Posted Sep 26, 2022 - 14:00 EDT
Update
We’ve identified the source of the service disruption with some collectors not reconnecting to the cloud in a timely manor and continue to monitor the situation. We are continuing to develop a fix to maintain a consistent collector connection. We’ll keep you posted on a resolution.
Posted Sep 26, 2022 - 08:50 EDT
Monitoring
We’ve identified the source of the service disruption the collectors. The situation seems to have stabilized. We will continue to monitor the situation for the remainder of the weekend and provide the next update on Monday September 26th.
Posted Sep 24, 2022 - 15:30 EDT
Identified
We've identified the source of the service disruption with the collectors. After our standard maintenance a subset of collectors did not immediately come back online. We are working as quickly as possible to resolve this issue.
Posted Sep 24, 2022 - 14:50 EDT
Update
We are continuing to investigate the disruption to the collectors. We will continue to provide updates as they become available.
Posted Sep 24, 2022 - 13:33 EDT
Update
As the final few collectors come back online we are continuing our investigation to ensure stability for our customers. We will continue to provide updates as they become available.

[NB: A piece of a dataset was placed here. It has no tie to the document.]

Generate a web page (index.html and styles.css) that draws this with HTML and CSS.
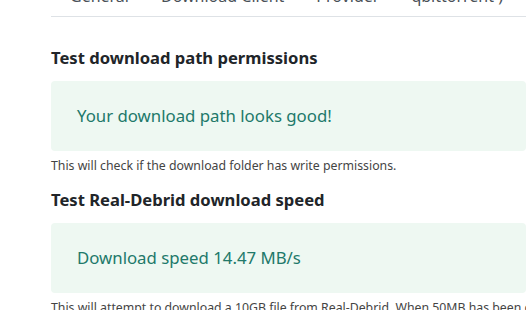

Posted Sep 24, 2022 - 12:35 EDT
Update
We are continuing to investigate the disruption to the collectors. We will continue to provide updates as they become available.
Posted Sep 24, 2022 - 11:24 EDT
Update
Nearly all collectors have reconnected to the cloud, but a few are still not reconnecting. We continue to investigate and will provide further updates as they become available.
Posted Sep 24, 2022 - 10:29 EDT
Investigating
Some customers' collectors are not reconnecting to the cloud, resulting in network monitoring data not being updated in the cloud. We will continue to provide updates as they become available.
Posted Sep 24, 2022 - 09:38 EDT
This incident affected: Network Mgmt (my.auvik.com, us1.my.auvik.com, us2.my.auvik.com, us3.my.auvik.com, us4.my.auvik.com, eu1.my.auvik.com, eu2.my.auvik.com, au1.my.auvik.com, ca1.my.auvik.com) and Auvik TrafficInsights, Auvik Website (www.auvik.com).